Each for Equal, Ilusi Sesat Kesetaraan Gender
Islam Memuliakan Perempuan
Islam merupakan akidah yang memancarkan seperangkat aturan yang komprehensif dan paripurna. Tidak satu pun lepas dari aturan Islam, termasuk dalam menuntaskan problematika perempuan. Islam jelas memiliki paradigma yang berbeda dan khas tentang perempuan dan kedudukannya terhadap laki-laki.
Islam menempatkan laki-laki dan perempuan dalam kedudukan yang sama-sama mulia. Sebagaimana firman Allah Ta’ala: “Dan sesungguhnya telah Kami muliakan anak-anak Adam.” (TQS. Al-Israa’ [17]:70).

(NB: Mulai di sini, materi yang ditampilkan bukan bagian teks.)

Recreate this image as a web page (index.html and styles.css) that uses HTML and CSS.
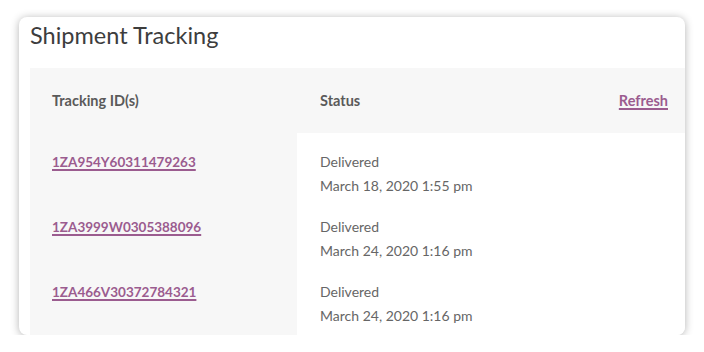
FILE: index.html
```html
<!DOCTYPE html>
<html lang="en">
<head>
<meta charset="utf-8">
<title>Shipment Tracking</title>
<link rel="stylesheet" href="styles.css">
</head>
<body>
<div class="card">
  <h2 class="title">Shipment Tracking</h2>
  <table class="tracking">
    <thead>
      <tr>
        <th class="col-id">Tracking ID(s)</th>
        <th class="col-status">
          <div class="status-head"><span>Status</span><a href="#" class="link refresh">Refresh</a></div>
        </th>
      </tr>
    </thead>
    <tbody>
      <tr>
        <td class="col-id"><a href="#" class="link">1ZA954Y60311479263</a></td>
        <td class="col-status">Delivered<br>March 18, 2020 1:55 pm</td>
      </tr>
      <tr>
        <td class="col-id"><a href="#" class="link">1ZA3999W0305388096</a></td>
        <td class="col-status">Delivered<br>March 24, 2020 1:16 pm</td>
      </tr>
      <tr class="last">
        <td class="col-id"><a href="#" class="link">1ZA466V30372784321</a></td>
        <td class="col-status">Delivered<br>March 24, 2020 1:16 pm</td>
      </tr>
    </tbody>
  </table>
</div>
</body>
</html>
```

FILE: styles.css
```css
html, body {
  margin: 0;
  padding: 0;
  background: #ffffff;
}
body {
  padding: 17px 19px 0 19px;
  font-family: Lato, "Open Sans", "Liberation Sans", sans-serif;
}
.card {
  width: 666px;
  height: 318px;
  box-sizing: border-box;
  background: #ffffff;
  border-radius: 8px;
  box-shadow: 0 1px 9px rgba(0, 0, 0, 0.3);
  overflow: hidden;
  padding-left: 11px;
}
.title {
  margin: 0;
  height: 51px;
  padding-top: 2px;
  box-sizing: border-box;
  font-size: 23.5px;
  font-weight: 400;
  line-height: 32px;
  color: #3d3d3d;
}
.tracking {
  width: 100%;
  border-collapse: collapse;
  border-spacing: 0;
}
.tracking th {
  height: 65px;
  padding: 0;
  background: #f7f7f7;
  font-size: 14.5px;
  font-weight: 700;
  color: #5a5a5a;
  text-align: left;
  vertical-align: middle;
}
.col-id {
  width: 267px;
  padding-left: 22px !important;
  box-sizing: border-box;
}
.col-status {
  padding-left: 23px !important;
}
.status-head {
  display: flex;
  justify-content: space-between;
  align-items: center;
  padding-right: 17px;
}
.tracking td {
  padding: 17px 0 0 0;
  height: 48px;
  font-size: 14px;
  line-height: 24px;
  color: #666666;
  vertical-align: top;
}
.tracking tr.last td {
  height: 56px;
}
.tracking td.col-id {
  background: #f7f7f7;
}
.tracking td.col-status {
  background: #ffffff;
}
.link {
  color: #9b5c8f;
  font-size: 13.5px;
  font-weight: 700;
  text-decoration: underline;
  text-decoration-thickness: 1.5px;
  text-underline-offset: 2px;
}
.refresh {
  font-size: 14.5px;
}
```
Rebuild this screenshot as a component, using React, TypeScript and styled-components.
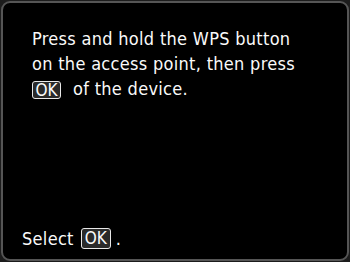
import React from "react";
import styled, { createGlobalStyle } from "styled-components";

const Global = createGlobalStyle`
  html, body { margin: 0; padding: 0; background: #1c1c1c; }
  body { width: 350px; height: 262px; overflow: hidden; }
`;

const Screen = styled.div`
  box-sizing: border-box;
  width: 348px;
  height: 260px;
  margin: 1px;
  border: 2px solid #555;
  border-radius: 9px;
  background: #000;
  display: flex;
  flex-direction: column;
  justify-content: space-between;
  font-family: "DejaVu Sans Condensed", "DejaVu Sans", sans-serif;
  color: #fafafa;
`;

const Message = styled.div`
  padding: 23px 0 0 29px;
  font-size: 18px;
  letter-spacing: 0.3px;
  line-height: 25px;
`;

const Footer = styled.div`
  padding: 0 0 8px 19px;
  font-size: 18px;
  letter-spacing: 0.3px;
  line-height: 25px;
  display: flex;
  align-items: center;
`;

const Key = styled.span<{ $w: number; $h: number; $left: number; $right: number }>`
  display: inline-flex;
  align-items: center;
  justify-content: center;
  box-sizing: border-box;
  width: ${(p) => p.$w}px;
  height: ${(p) => p.$h}px;
  border: 1.5px solid #e8e8e8;
  border-radius: 3px;
  background: #2a2a2a;
  font-size: 17px;
  letter-spacing: 0;
  line-height: 1;
  vertical-align: middle;
  margin-left: ${(p) => p.$left}px;
  margin-right: ${(p) => p.$right}px;
`;

export default function App() {
  return (
    <>
      <Global />
      <Screen>
        <Message>
          Press and hold the WPS button
          <br />
          on the access point, then press
          <br />
          <Key $w={29} $h={18} $left={0} $right={12}>OK</Key>of the device.
        </Message>
        <Footer>
          Select<Key $w={30} $h={21} $left={7} $right={5}>OK</Key>.
        </Footer>
      </Screen>
    </>
  );
}
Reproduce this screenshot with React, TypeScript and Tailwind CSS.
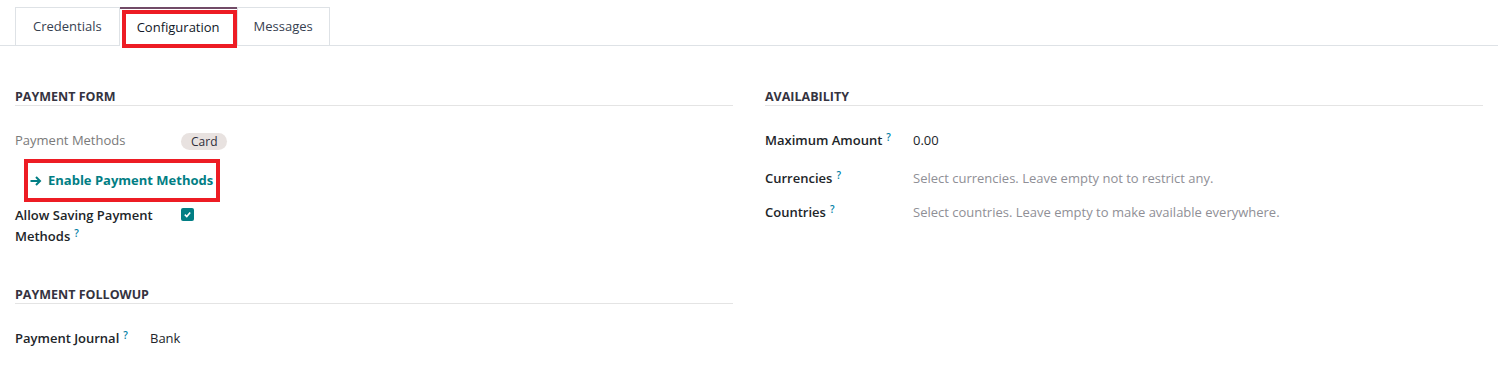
import React from "react";

const Q = () => (
  <sup className="ml-[4px] text-[10px] font-semibold text-[#0180a5] relative top-[-4px]">?</sup>
);

function Heading({ children }: { children: React.ReactNode }) {
  return (
    <div className="h-[20px] border-b border-[#e4e4e4] text-[12.5px] font-bold uppercase leading-[21px] text-[#35333f]">
      {children}
    </div>
  );
}

export default function App() {
  return (
    <div className="w-[1498px] h-[369px] bg-white text-[13px] text-[#212529]" style={{ fontFamily: '"Open Sans", "Noto Sans", sans-serif' }}>
      {/* Tabs */}
      <div className="pt-[7px] border-b border-[#dee2e6] pl-[15px] flex">
        <div className="h-[38px] px-[17px] flex items-center border border-b-0 border-[#dee2e6] text-[#374151]">Credentials</div>
        <div className="relative h-[39px] mb-[-1px] px-[17px] flex items-center border-t-2 border-t-[#714b67] bg-white text-[#111827]">
          Configuration
          <div className="absolute left-[2px] right-[0px] top-[1px] bottom-[-2px] border-4 border-[#ed1c24] pointer-events-none" />
        </div>
        <div className="h-[38px] px-[16px] flex items-center border border-b-0 border-[#dee2e6] text-[#374151]">Messages</div>
      </div>

      <div className="px-[15px] flex gap-[32px] pt-[40px]">
        {/* Left column */}
        <div className="w-[718px] flex flex-col">
          <Heading>Payment Form</Heading>
          <div className="mt-[23px] h-[24px] flex items-center">
            <div className="w-[166px] text-[#7a7a7a] font-medium">Payment Methods</div>
            <span className="h-[17px] px-[10px] rounded-full bg-[#e8e2e0] text-[12px] leading-[17px] text-[#2e2e3a]">Card</span>
          </div>
          <div className="mt-[16px] h-[24px] flex items-center pl-[15px] relative">
            <svg width="12" height="10" viewBox="0 0 12 10" className="mr-[6px]">
              <path d="M0.5 5 H10 M6 1 L10 5 L6 9" stroke="#017e84" strokeWidth="2" fill="none" />
            </svg>
            <span className="text-[#017e84] font-bold">Enable Payment Methods</span>
            <div className="absolute left-[9px] w-[196px] top-[-10px] h-[43px] border-4 border-[#ed1c24] pointer-events-none" />
          </div>
          <div className="mt-[12px] flex items-start">
            <div className="w-[166px] font-semibold leading-[21px]">
              Allow Saving Payment<br />Methods<Q />
            </div>
            <div className="mt-[3px] w-[13px] h-[13px] rounded-[2px] bg-[#017e84] flex items-center justify-center">
              <svg width="9" height="9" viewBox="0 0 10 10"><path d="M2 5.2 L4.2 7.2 L8 2.8" stroke="white" strokeWidth="1.8" fill="none" /></svg>
            </div>
          </div>
          <div className="mt-[37px]">
            <Heading>Payment Followup</Heading>
          </div>
          <div className="mt-[23px] h-[24px] flex items-center">
            <div className="w-[135px] font-semibold">Payment Journal<Q /></div>
            <span>Bank</span>
          </div>
        </div>

        {/* Right column */}
        <div className="w-[718px] flex flex-col">
          <Heading>Availability</Heading>
          <div className="mt-[23px] h-[24px] flex items-center">
            <div className="w-[148px] font-semibold">Maximum Amount<Q /></div>
            <span>0.00</span>
          </div>
          <div className="mt-[14px] h-[24px] flex items-center">
            <div className="w-[148px] font-semibold">Currencies<Q /></div>
            <span className="text-[#8f8f96]">Select currencies. Leave empty not to restrict any.</span>
          </div>
          <div className="mt-[10px] h-[24px] flex items-center">
            <div className="w-[148px] font-semibold">Countries<Q /></div>
            <span className="text-[#8f8f96]">Select countries. Leave empty to make available everywhere.</span>
          </div>
        </div>
      </div>
    </div>
  );
}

Sedangkan tolok ukur yang dapat membedakan kemuliaan keduanya adalah ketakwaannya saja. Sebagaimana firman Allah Ta’ala: “Sesungguhnya orang yang paling mulia diantara kamu di sisi Allah ialah orang yang paling takwa diantara kamu.” (TQS. Al-Hujuraat [49]:13).
Islam telah menempatkan perempuan pada kedudukan istimewa. Peran istimewa ini berjalan secara strategis dalam dalam dua ranah kehidupan.
Di ranah domestik, peran perempuan sebagai al-umm rabbatul bait dan madrasahtul ula. Ia dibekali seperangkat potensi untuk melahirkan, menyusuhi, mengasuh, mendidik dan membimbing anak-anaknya.
Sebagai ibu ia berperan menyiapkan generasi yang berkepribadian dan bertsaqafah Islam. Ia melahirkan generasi pemimpin masa depan, ujung tombak peradaban Islam. Generasi yang cerdas, handal, tangguh dan menjadikan Islam sebagai solusi dari segala tantangan di masa datang.
Sementara sebagai seorang istri, ia berperan mengatur seluruh urusan rumah tangganya. Ia seorang ibu dan istri yang menjadi pilar dalam selamatnya sebuah bangunan keluarga.
Di ranah publik, seorang perempuan memiliki kewajiban yang sama dengan laki-laki dalam menuntut ilmu setinggi-tingginya. Sebagaima sabda Rasulullah Shallallahu ‘alaihi wa Sallam: ”Menuntut ilmu itu wajib atas setiap muslim.” (HR. Ibnu Majah).
Perempuan juga dibebani kewajiban yang sama dalam mengemban dakwah Islam tanpa terkecuali. Sebagaimana firman Allah Ta’ala: “Dan hendaklah ada di antara kamu segolongan umat yang menyeru kepada kebajikan, menyuruh kepada yang ma’ruf dan mencegah dari yang munkar; merekalah orang-orang yang beruntung.” (TQS. Ali Imran [3]: 104).
Namun, dalam perannya di ranah publik ia berkewajiban menutup aurat secara syar’i. Yang demikian adalah bentuk penjagaan Allah Ta’ala kepada perempuan. Agar terjaga kehormatannya dan tidak diganggu. (QS. Al-Ahzab [33]: 59 dan QS. An-Nur [24]: 31).
Islam juga tidak melarang perempuan berkiprah di ranah publik dengan berbagai profesinya. Tentunya selama dalam bingkai syariat dan tanpa mengabaikan kewajibannya. Dalam kehidupan bernegara, perempuan pun memiliki peran besar dalam rangka muhasabah lil hukmi/mengoreksi penguasa.
Jelas kiprah dan peran mulia perempuan ini sangat luar biasa, sebab Islam mengaturnya secara ideal dan proporsional. Dan cita-cita inilah yang seharusnya ada di benak perempuan masa kini. Cita-cita mulia yang dapat diwujudkan ketika Islam diterapkan secara kaffah.